I use transparent terminal windows and "enable" mode makes them opaque

It's not possible to set (or return to a previous setting) of Terminal.app window transparency using Applescript. This appears to be a limitation of Terminal.app's Applescript interface, and we will need to wait for Apple to fix it. (Feel free to prove me wrong!)


I'm getting "Could not open a new pseudo-tty."

This happens when you try to open a lot of slave windows, and is caused by OS-X file/process/pty limits.

It is possible to try to increase these limits, but this require root privileges and a certain amount of bravery. Warning - these changes may break your OS

In /etc/sysctl.conf, add:

kern.tty.ptmx_max=511
kern.maxproc=2128
kern.maxprocperuid=1064

In /etc/launchd.conf

limit maxproc 1024 2048
limit maxfiles 1024 2048

After making these changes, reboot your machine.

More regarding this:

Comment by forgotte...@gmail.com, Apr 13, 2011

Logging input/output of multiple terminals for history and CYA. I created an SSH wrapper script that uses tee to record and log the input/output of all my terminals. I needed this for CYA purposes.

#!/bin/bash

DATE=`date +%y%m%d%M%H`
ssh $* | tee ${HOME}/sshlogs/$3-$DATE.log

I then modified the csshX program and changed the ssh command to my logssh wrapper. I've not done in depth testing, but works well for my purposes. Now all input and output for each session gets logged to ~/sshlogs/HOSTNAME-DATETIME.log

Works nicely for me, hope it helps someone else.

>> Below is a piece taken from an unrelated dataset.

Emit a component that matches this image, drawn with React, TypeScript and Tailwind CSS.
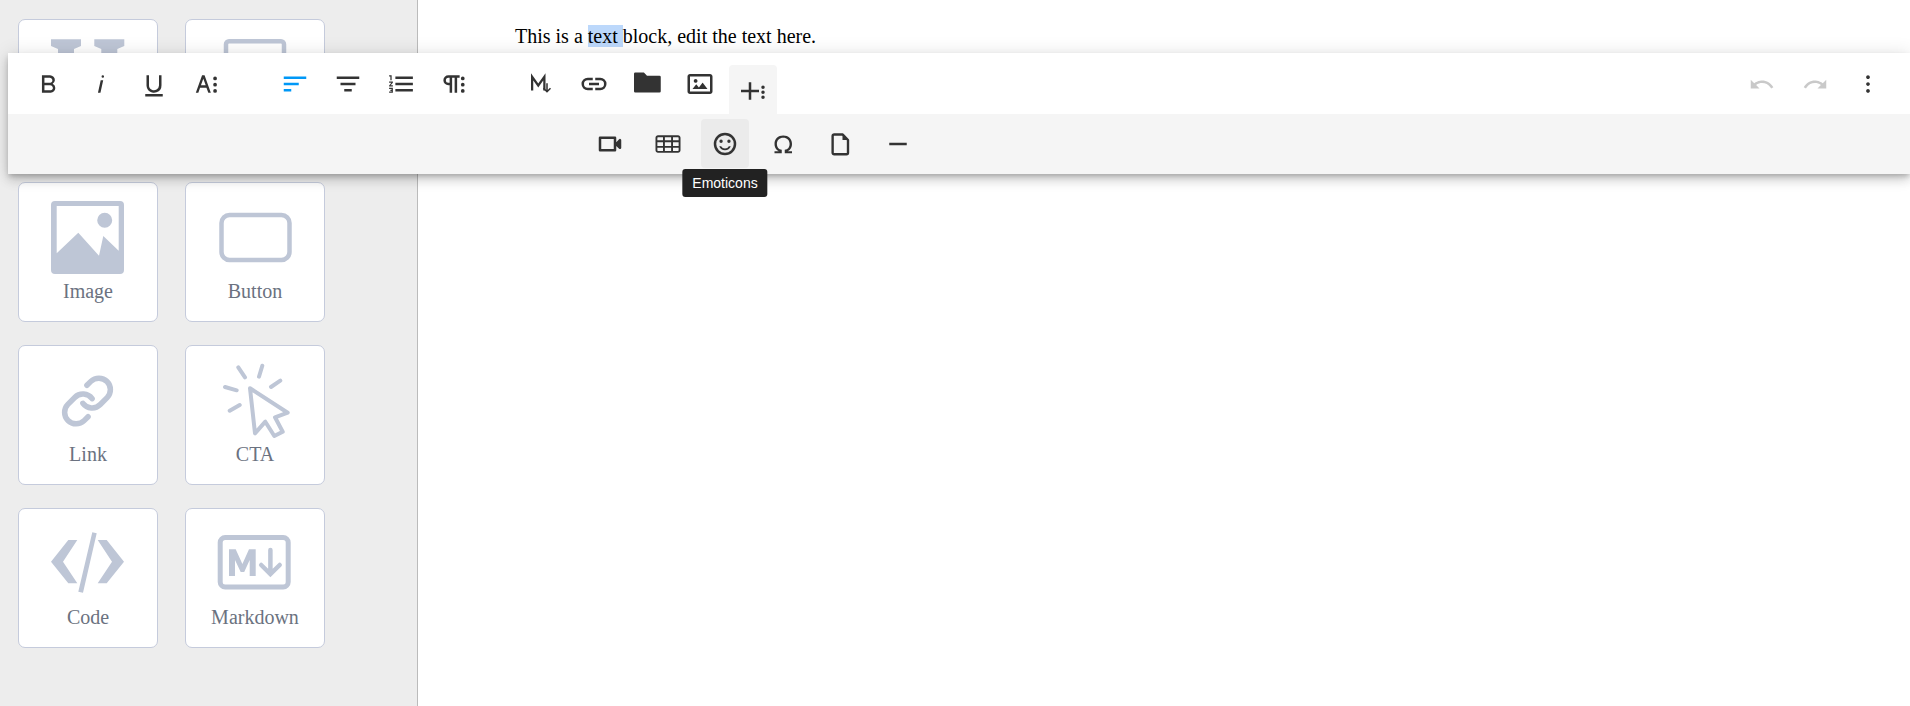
import React from "react";

const toolbarIcons: Record<string, React.ReactNode> = {
  bold: <path d="M15.25,11.8h0A3.68,3.68,0,0,0,17,9a3.93,3.93,0,0,0-3.86-4H6.65V19h7a3.74,3.74,0,0,0,3.7-3.78V15.1A3.64,3.64,0,0,0,15.25,11.8ZM8.65,7h4.2a2.09,2.09,0,0,1,2,1.3,2.09,2.09,0,0,1-1.37,2.61,2.23,2.23,0,0,1-.63.09H8.65Zm4.6,10H8.65V13h4.6a2.09,2.09,0,0,1,2,1.3,2.09,2.09,0,0,1-1.37,2.61A2.23,2.23,0,0,1,13.25,17Z" transform="translate(0.5 0)" />,
  italic: <path d="M11.76,9h2l-2.2,10h-2Zm1.68-4a1,1,0,1,0,1,1,1,1,0,0,0-1-1Z" />,
  underline: <path d="M19,20v2H5V20Zm-3-6.785a4,4,0,0,1-5.74,3.4A3.75,3.75,0,0,1,8,13.085V5.005H6v8.21a6,6,0,0,0,8,5.44,5.851,5.851,0,0,0,4-5.65v-8H16Z" />,
  textMore: <path d="M13.55,19h2l-5-14h-2l-5,14h2l1.4-4h5.1Zm-5.9-6,1.9-5.2,1.9,5.2Zm12.8,4.5a1.5,1.5,0,1,1-1.5-1.5A1.5,1.5,0,0,1,20.45,17.5Zm0-5a1.5,1.5,0,1,1-1.5-1.5A1.5,1.5,0,0,1,20.45,12.5Zm0-5A1.5,1.5,0,1,1,18.95,6,1.5,1.5,0,0,1,20.45,7.5Z" transform="translate(-0.5 0)" />,
  alignLeft: <path d="M3,18h6v-2H3V18z M3,11v2h12v-2H3z M3,6v2h18V6H3z" />,
  alignCenter: <path d="M9,18h6v-2H9V18z M6,11v2h12v-2H6z M3,6v2h18V6H3z" />,
  orderedList: <path d="M2.5,16h2v.5h-1v1h1v.5h-2v1h3V15h-3Zm1-7h1V5h-2V6h1Zm-1,2H4.3L2.5,13.1V14h3V13H3.7l1.8-2.1V10h-3Zm5-5V8h14V6Zm0,12h14V16H7.5Zm0-5h14V11H7.5Z" />,
  paragraphMore: <path d="M13.5,5h-6a4,4,0,0,0,0,8h1v6h2V7h2V19h2V7h2V5Zm-5,6h-1a2,2,0,0,1,0-4h1Zm12,6.5a1.5,1.5,0,1,1-1.5-1.5A1.5,1.5,0,0,1,20.5,17.5Zm0-5A1.5,1.5,0,1,1,19,11,1.5,1.5,0,0,1,20.5,12.5Zm0-5A1.5,1.5,0,1,1,19,6,1.5,1.5,0,0,1,20.5,7.5Z" />,
  markdown: (
    <g fill="none" stroke="currentColor" strokeLinejoin="miter">
      <path strokeWidth="1.8" d="M4.9,17.2V6.2L9.8,13.2L14.7,6.2V17.2" />
      <path strokeWidth="1.2" d="M16.8,11.4V18M14,15.4L16.8,18.2L19.6,15.4" />
    </g>
  ),
  link: <path d="M11,17H7A5,5,0,0,1,7,7h4V9H7a3,3,0,0,0,0,6h4ZM17,7H13V9h4a3,3,0,0,1,0,6H13v2h4A5,5,0,0,0,17,7Zm-1,4H8v2h8Z" />,
  folder: <path d="M2.6,2.8H9.5L12,5.4H22a1,1,0,0,1,1,1V17.8a1,1,0,0,1-1,1H2.6a1,1,0,0,1-1-1V3.8A1,1,0,0,1,2.6,2.8Z" />,
  image: <path d="M14.2,11l3.8,5H6l3-3.9l2.1,2.7L14,11H14.2z M8.5,11c0.8,0,1.5-0.7,1.5-1.5S9.3,8,8.5,8S7,8.7,7,9.5C7,10.3,7.7,11,8.5,11z M22,6v12c0,1.1-0.9,2-2,2H4c-1.1,0-2-0.9-2-2V6c0-1.1,0.9-2,2-2h16C21.1,4,22,4.9,22,6z M20,8.8V6H4v12h16V8.8z" />,
  plusMore: <path d="M8.6,11.8H2.4v2H8.6v6h2v-6h6.2v-2H10.6v-6h-2ZM21.4,17.8a1.4,1.4,0,1,1-1.4-1.4A1.4,1.4,0,0,1,21.4,17.8Zm0-4.1A1.4,1.4,0,1,1,20,12.3,1.4,1.4,0,0,1,21.4,13.7Zm0-4A1.4,1.4,0,1,1,20,8.3,1.4,1.4,0,0,1,21.4,9.7Z" />,
  video: <path d="M15,8v8H5V8H15m2,2.5V7a1,1,0,0,0-1-1H4A1,1,0,0,0,3,7V17a1,1,0,0,0,1,1H16a1,1,0,0,0,1-1V13.5l2.29,2.29A1,1,0,0,0,21,15.08V8.91a1,1,0,0,0-1.71-.71Z" />,
  table: <path d="M20,5H4C2.9,5,2,5.9,2,7v2v1.5v3V15v2c0,1.1,0.9,2,2,2h16c1.1,0,2-0.9,2-2v-2v-1.5v-3V9V7C22,5.9,21.1,5,20,5z M9.5,13.5v-3 h5v3H9.5z M14.5,15v2.5h-5V15H14.5z M9.5,9V6.5h5V9H9.5z M3.5,7c0-0.3,0.2-0.5,0.5-0.5h4V9H3.5V7z M3.5,10.5H8v3H3.5V10.5z M3.5,17 v-2H8v2.5H4C3.7,17.5,3.5,17.3,3.5,17z M20.5,17c0,0.3-0.2,0.5-0.5,0.5h-4V15h4.5V17z M20.5,13.5H16v-3h4.5V13.5z M16,9V6.5h4 c0.3,0,0.5,0.2,0.5,0.5v2H16z" />,
  smile: <path d="M11.991,3A9,9,0,1,0,21,12,8.99557,8.99557,0,0,0,11.991,3ZM12,19a7,7,0,1,1,7-7A6.99808,6.99808,0,0,1,12,19Zm3.105-5.2h1.503a4.94542,4.94542,0,0,1-9.216,0h1.503a3.57808,3.57808,0,0,0,6.21,0ZM7.5,9.75A1.35,1.35,0,1,1,8.85,11.1,1.35,1.35,0,0,1,7.5,9.75Zm6.3,0a1.35,1.35,0,1,1,1.35,1.35A1.35,1.35,0,0,1,13.8,9.75Z" />,
  omega: <path d="M5.2,19.4V17.8H8.6A6.6,6.6,0,0,1,5.2,11.9C5.2,8,8.1,5.2,12.2,5.2s7,2.8,7,6.7a6.6,6.6,0,0,1-3.4,5.9h3.4v1.6H13.4V16.6a4.8,4.8,0,0,0,3.9-4.7c0-3-2.1-5-5.1-5s-5.1,2-5.1,5a4.8,4.8,0,0,0,3.9,4.7v2.8Z" />,
  file: (
    <g>
      <path
        fill="none"
        stroke="currentColor"
        strokeWidth="1.9"
        strokeLinejoin="round"
        d="M7.3,4.4H14.2L18.4,8.8V19a1.2,1.2,0,0,1-1.2,1.2H7.3A1.2,1.2,0,0,1,6.1,19V5.6A1.2,1.2,0,0,1,7.3,4.4Z"
      />
      <path d="M14,4.4L18.4,8.8H14Z" />
    </g>
  ),
  hr: <path d="M5,11h14v2H5z" />,
  undo: <path d="M10.4,9.4c-1.7,0.3-3.2,0.9-4.6,2L3,8.5v7h7l-2.7-2.7c3.7-2.6,8.8-1.8,11.5,1.9c0.2,0.3,0.4,0.5,0.5,0.8l1.8-0.9 C18.9,10.8,14.7,8.7,10.4,9.4z" />,
  redo: <path d="M13.6,9.4c1.7,0.3,3.2,0.9,4.6,2L21,8.5v7h-7l2.7-2.7C13,10.1,7.9,11,5.3,14.7c-0.2,0.3-0.4,0.5-0.5,0.8L3,14.6 C5.1,10.8,9.3,8.7,13.6,9.4z" />,
  more: <path d="M13.5,17.5c0,0.8-0.7,1.5-1.5,1.5s-1.5-0.7-1.5-1.5s0.7-1.5,1.5-1.5S13.5,16.7,13.5,17.5z M13.5,12c0,0.8-0.7,1.5-1.5,1.5s-1.5-0.7-1.5-1.5s0.7-1.5,1.5-1.5S13.5,11.2,13.5,12z M13.5,6.5c0,0.8-0.7,1.5-1.5,1.5s-1.5-0.7-1.5-1.5S11.2,5,12,5S13.5,5.7,13.5,6.5z" />,
};

const ToolButton: React.FC<{ icon: string; className?: string; children?: React.ReactNode }> = ({
  icon,
  className = "text-[#333333]",
  children,
}) => (
  <div className={`relative flex h-[49px] w-12 items-center justify-center rounded ${className}`}>
    <svg viewBox="0 0 24 24" className="h-[30px] w-[30px]" fill="currentColor">
      {toolbarIcons[icon]}
    </svg>
    {children}
  </div>
);

const ToolGroup: React.FC<{ icons: string[] }> = ({ icons }) => (
  <div className="flex gap-[5px]">
    {icons.map((icon) => (
      <ToolButton key={icon} icon={icon} className={icon === "alignLeft" ? "text-[#0098f7]" : "text-[#333333]"} />
    ))}
  </div>
);

const Toolbar: React.FC = () => (
  <div className="absolute left-2 right-0 top-[53px] bg-white shadow-[0_3px_5px_-1px_rgba(0,0,0,0.2),0_6px_10px_0_rgba(0,0,0,0.14),0_1px_18px_0_rgba(0,0,0,0.12)]">
    <div className="flex h-[61px] items-start justify-between pl-4 pr-[18px] pt-[6px]">
      <div className="flex gap-10">
        <ToolGroup icons={["bold", "italic", "underline", "textMore"]} />
        <ToolGroup icons={["alignLeft", "alignCenter", "orderedList", "paragraphMore"]} />
        <div className="-ml-px flex gap-[5px]">
          <ToolGroup icons={["markdown", "link", "folder", "image"]} />
          <div className="mt-[6px] rounded-t bg-[#f5f5f5]">
            <ToolButton icon="plusMore" />
          </div>
        </div>
      </div>
      <div className="flex gap-[5px]">
        <ToolButton icon="undo" className="text-[#c9c9c9]" />
        <ToolButton icon="redo" className="text-[#c9c9c9]" />
        <ToolButton icon="more" />
      </div>
    </div>
    <div className="flex h-[60px] gap-[9.5px] bg-[#f5f5f5] pl-[578px] pt-[5px]">
      <ToolButton icon="video" />
      <ToolButton icon="table" />
      <ToolButton icon="smile" className="bg-[#ebebeb] text-[#333333]">
        <div className="absolute left-1/2 top-[calc(100%+1px)] -translate-x-1/2 whitespace-nowrap rounded-[3px] bg-[#222222] px-[10px] py-[5px] font-['Liberation_Sans',sans-serif] text-[14px] leading-[18px] text-white">
          Emoticons
        </div>
      </ToolButton>
      <ToolButton icon="omega" />
      <ToolButton icon="file" />
      <ToolButton icon="hr" />
    </div>
  </div>
);

const blocks: { label: string; icon: React.ReactNode }[] = [
  {
    label: "Text",
    icon: (
      <path d="M0,1.3H30V8L23,11V60H7V11L0,8ZM43.3,1.3H73.3V8L66.3,11V60H50.3V11L43.3,8Z" fill="currentColor" />
    ),
  },
  {
    label: "Block",
    icon: <rect x="8" y="3.2" width="58" height="45" rx="3" fill="none" stroke="currentColor" strokeWidth="4.5" />,
  },
  {
    label: "Image",
    icon: (
      <path
        fillRule="evenodd"
        fill="currentColor"
        d="M4,0H69a4,4,0,0,1,4,4V69a4,4,0,0,1-4,4H4a4,4,0,0,1-4-4V4A4,4,0,0,1,4,0ZM5.7,5V52.3L27.3,31.7,48,54.7,52.3,35,67.7,49.7V5ZM53.7,11.8a7.5,7.5,0,1,1-7.5,7.5A7.5,7.5,0,0,1,53.7,11.8Z"
      />
    ),
  },
  {
    label: "Button",
    icon: <rect x="3.5" y="14" width="68" height="45" rx="8" fill="none" stroke="currentColor" strokeWidth="4.5" />,
  },
  {
    label: "Link",
    icon: (
      <g transform="translate(8.9 9.4) scale(2.3)" fill="none" stroke="currentColor" strokeWidth="2.4" strokeLinecap="round" strokeLinejoin="round">
        <path d="M10 13a5 5 0 0 0 7.54.54l3-3a5 5 0 0 0-7.07-7.07l-1.72 1.71" />
        <path d="M14 11a5 5 0 0 0-7.54-.54l-3 3a5 5 0 0 0 7.07 7.07l1.71-1.71" />
      </g>
    ),
  },
  {
    label: "CTA",
    icon: (
      <g transform="translate(2 0)" fill="none" stroke="currentColor" strokeWidth="4" strokeLinecap="round" strokeLinejoin="round">
        <path d="M18.3,3.3L25,13.3M42.3,1.7L39,12.7M60.3,16.7L51,23M5,23L16.7,26.3M9.7,46.7L19.7,41" />
        <path d="M30,24.3L67.7,48.7L55,53.3L62.7,67.7L54.3,72L45.3,57.7L35,69.3Z" />
      </g>
    ),
  },
  {
    label: "Code",
    icon: (
      <path
        fill="currentColor"
        d="M26.3,13H17.3L0,34.7,17.3,56.3h9L12,34.7ZM46.7,13h9L73,34.7,55.7,56.3h-9L61,34.7ZM41.3,5.3l4.4,1L32,65.7l-4.7-1Z"
      />
    ),
  },
  {
    label: "Markdown",
    icon: (
      <g transform="translate(0.7 0)">
        <rect x="1.5" y="10.5" width="68" height="49.5" rx="5" fill="none" stroke="currentColor" strokeWidth="5" />
        <path fill="currentColor" d="M10.3,49V22.3H17L23.7,37L30.3,22.3H37V49H31V33L25.5,45H22L16.3,33V49Z" />
        <path fill="none" stroke="currentColor" strokeWidth="4.5" strokeLinecap="round" d="M51.7,23V46M42.5,38L51.7,47L61,38" />
      </g>
    ),
  },
];

export default function App() {
  return (
    <div className="relative flex h-screen overflow-hidden bg-white font-['Liberation_Serif',serif]">
      <aside className="w-[418px] shrink-0 border-r border-[#bbbbbb] bg-[#ededed] pl-[18px] pt-[19px]">
        <div className="grid grid-cols-[140px_140px] gap-x-[27px] gap-y-[23px]">
          {blocks.map((block) => (
            <div
              key={block.label}
              className="flex h-[140px] flex-col items-center rounded-[7px] border border-[#c5cbdc] bg-white pt-[18px] text-[#bec6d6]"
            >
              <svg viewBox="0 0 73 73" className="-ml-px h-[73px] w-[73px] overflow-visible">
                {block.icon}
              </svg>
              <span className="mt-[6px] text-[20px] leading-[23px] text-[#6b7280]">{block.label}</span>
            </div>
          ))}
        </div>
      </aside>
      <main className="flex-1 pl-[97px] pt-[25px] text-[20px] leading-[23px] text-black">
        This is a <span className="bg-[#bcd8fb]">text </span>block, edit the text here.
      </main>
      <Toolbar />
    </div>
  );
}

Comment by fcamb...@gmail.com, Mar 23, 2012

I just noticed if I : - Run csshX the first time passing N hostnames it opens N+1 terminals (N slaves, 1 master) - Then I cmd+Q to close everything. - When I launch csshX a second time, it opens (N+1)2 terminals (because I think it "remembers" the preceding opened windows)

I didn't noticed this at first sight, and when I started to close every terminal, I then had to remove ~100 terminal windows (it was the 20th time I ran csshX)

Comment by david.f...@gmail.com, May 23, 2012

Apple made changes in Lion that does cause the application to be re-opened with all previously open windows restored. This can be changed in the General tab of System Preferences with the check box below the number of recent items that are remembered. You can also close all windows before quitting the application to avoid this (or so is claimed).

There are other ways to change this for each specific applications, but I don't recall what those are any longer.